Is Gross Sales the Same as Gross Revenue?
– In most contexts, yes: gross sales and gross revenue are used interchangeably to mean total sales before deductions. However, some industries or companies may use “gross revenue” to include other income streams (e.g., service income) beyond product sales, so clarify definitions when comparing.
How Does Gross Sales Affect Business Decisions?
– Pricing: large volumes but small margins may prompt a pricing review.
– Promotions and marketing: measure gross sales lift from campaigns, then compare to net impact after discounts.
– Inventory management: use gross unit sales to plan procurement and logistics.
– Product quality and returns management: rising returns relative to gross sales may trigger product inspections, supplier changes, or process improvements.

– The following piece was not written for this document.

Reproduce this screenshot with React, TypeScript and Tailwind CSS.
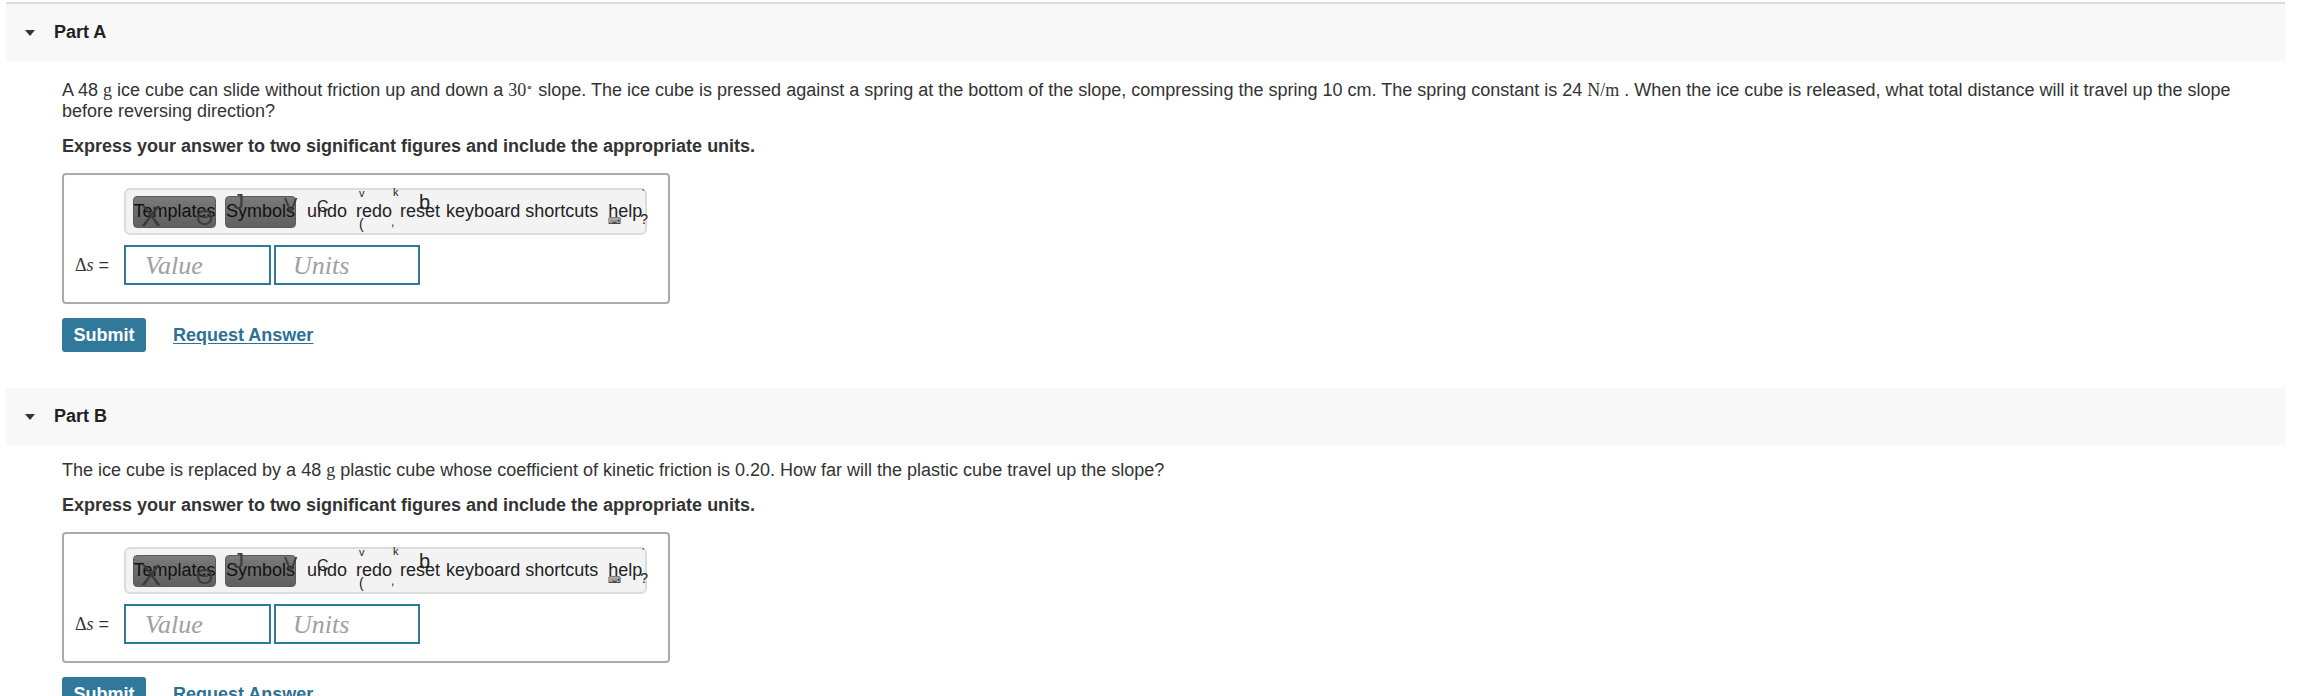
// Mastering-style problem parts: collapsible header, prompt, answer box
// with the math toolbar (icon font missing, so glyphs overlap the labels).
import type { ReactNode } from "react";

const serif = "font-['Liberation_Serif','Times_New_Roman',serif]";

function Caret() {
  return (
    <svg width="10" height="6" viewBox="0 0 10 6" className="block">
      <path d="M0 0 L10 0 L5 6 Z" fill="#333" />
    </svg>
  );
}

function Glyph({ className, children }: { className: string; children: ReactNode }) {
  return <span className={`pointer-events-none absolute leading-none ${className}`}>{children}</span>;
}

function Toolbar() {
  return (
    <div className="flex h-[47px] w-[523px] items-center rounded-[6px] border-2 border-[#dcdcdc] bg-[#f3f3f3] pl-[7px] text-[18px] text-[#222]">
      <div className="relative flex h-[32px] w-[83px] items-center justify-center overflow-visible rounded-[4px] border border-[#5a5a5a] bg-gradient-to-b from-[#7b7b7b] to-[#5f5f5f] text-[#111]">
        <span className="whitespace-nowrap">Templates</span>
        <Glyph className="left-[7px] top-[4px] text-[30px] text-[#3a3a3a]">X</Glyph>
        <Glyph className="left-[62px] top-[10px] text-[22px] text-[#3a3a3a]">Θ</Glyph>
      </div>
      <div className="relative ml-[9px] flex h-[32px] w-[71px] items-center justify-center rounded-[4px] border border-[#5a5a5a] bg-gradient-to-b from-[#7b7b7b] to-[#5f5f5f] text-[#111]">
        <span>Symbols</span>
        <Glyph className="left-[7px] top-[-6px] text-[22px] text-[#3a3a3a]">J</Glyph>
        <Glyph className="left-[58px] top-[-2px] text-[20px] text-[#3a3a3a]">V</Glyph>
      </div>
      <div className="relative ml-[11px]">
        <span>undo</span>
        <Glyph className="left-[10px] top-[1px] text-[16px] text-[#222]">C</Glyph>
      </div>
      <div className="relative ml-[9px]">
        <span>redo</span>
        <Glyph className="left-[3px] top-[-10px] text-[11px]">v</Glyph>
        <Glyph className="left-[37px] top-[-11px] text-[11px]">k</Glyph>
        <Glyph className="left-[3px] top-[19px] text-[14px]">(</Glyph>
        <Glyph className="left-[35px] top-[18px] text-[12px]">,</Glyph>
      </div>
      <div className="relative ml-[8px]">
        <span>reset</span>
        <Glyph className="left-[19px] top-[-6px] text-[20px]">b</Glyph>
      </div>
      <span className="ml-[6px]">keyboard shortcuts</span>
      <div className="relative ml-[10px]">
        <span>help</span>
        <Glyph className="left-[0px] top-[19px] text-[9px]">⌨</Glyph>
        <Glyph className="left-[32px] top-[14px] text-[14px]">?</Glyph>
        <Glyph className="left-[34px] top-[-10px] text-[9px]">'</Glyph>
      </div>
    </div>
  );
}

function AnswerBox() {
  return (
    <div className="mt-[16px] w-[608px] rounded-[4px] border-2 border-[#ababab] pb-[17px] pt-[13px]">
      <div className="ml-[60px]">
        <Toolbar />
      </div>
      <div className="mt-[10px] flex items-center pl-[11px]">
        <div className="flex w-[49px] items-center text-[18px] text-[#333]">
          <span className={serif}>Δ</span>
          <span className={`${serif} italic`}>s</span>
          <span className="ml-[5px]">=</span>
        </div>
        <div className={`flex h-[40px] w-[147px] items-center border-2 border-[#2f7a9b] pl-[19px] text-[26px] italic text-[#a0a0a0] ${serif}`}>
          Value
        </div>
        <div className={`ml-[3px] flex h-[40px] w-[146px] items-center border-2 border-[#2f7a9b] pl-[17px] text-[26px] italic text-[#a0a0a0] ${serif}`}>
          Units
        </div>
      </div>
    </div>
  );
}

function Part({ title, top, children }: { title: string; top: string; children: ReactNode }) {
  return (
    <section className="mb-[36px]">
      <div className="flex h-[57px] items-center bg-[#f8f8f8] pl-[19px]">
        <Caret />
        <h2 className="ml-[19px] text-[18px] font-bold text-[#222]">{title}</h2>
      </div>
      <div className={`pl-[56px] pr-[30px] ${top}`}>
        {children}
        <p className="mt-[14px] text-[18px] font-bold leading-[21px] text-[#333]">
          Express your answer to two significant figures and include the appropriate units.
        </p>
        <AnswerBox />
        <div className="mt-[14px] flex items-center">
          <button className="h-[34px] w-[84px] rounded-[3px] bg-[#31799a] text-[18px] font-bold text-white">
            Submit
          </button>
          <a href="#" className="ml-[27px] text-[18px] font-bold text-[#2c7195] underline underline-offset-2">
            Request Answer
          </a>
        </div>
      </div>
    </section>
  );
}

export default function App() {
  return (
    <div className="min-h-screen bg-white pt-[2px] font-['Liberation_Sans',Arial,sans-serif]">
      <div className="ml-[6px] w-[2279px] border-t-2 border-[#dcdcdc]">
        <Part title="Part A" top="pt-[19px]">
          <p className="w-[2205px] text-[18px] leading-[21px] text-[#333]">
            A 48 <span className={serif}>g</span> ice cube can slide without friction up and down a{" "}
            <span className={serif}>
              30<sup className="text-[11px]">∘</sup>
            </span>{" "}
            slope. The ice cube is pressed against a spring at the bottom of the slope, compressing the spring 10 cm.
            The spring constant is 24 <span className={serif}>N/m</span> . When the ice cube is released, what total
            distance will it travel up the slope before reversing direction?
          </p>
        </Part>
        <Part title="Part B" top="pt-[15px]">
          <p className="text-[18px] leading-[21px] text-[#333]">
            The ice cube is replaced by a 48 <span className={serif}>g</span> plastic cube whose coefficient of kinetic
            friction is 0.20. How far will the plastic cube travel up the slope?
          </p>
        </Part>
      </div>
    </div>
  );
}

– Sales incentives and commission structures: some employers base commissions on gross sales; consider whether that encourages undesirable behavior (e.g., excessive discounting or returns).
Examples of How to Use Gross Sales (Practical scenarios)
1. Retail chain evaluating new store openings: use channel-level gross sales to estimate initial sales volume and break-even timelines, then model expected returns/discounts to forecast net sales and profitability.
2. E-commerce business analyzing promotional effectiveness: measure gross sales lift during promotions, compute discount rate, and calculate net increment to profit to decide if the promotion was worthwhile.
3. Manufacturer monitoring product quality: an increasing return rate relative to gross sales signals a product defect or service issue, prompting root-cause analysis.
The Bottom Line
Gross sales is a straightforward metric that indicates the total sales activity of a business. It is useful for measuring scale, channel performance, and sales volume trends, but it does not provide an accurate picture of realized revenue or profitability on its own. Use gross sales together with net sales, gross profit, margins, and cash-flow measures, and always investigate the gross-to-net spread to understand the true health of sales performance.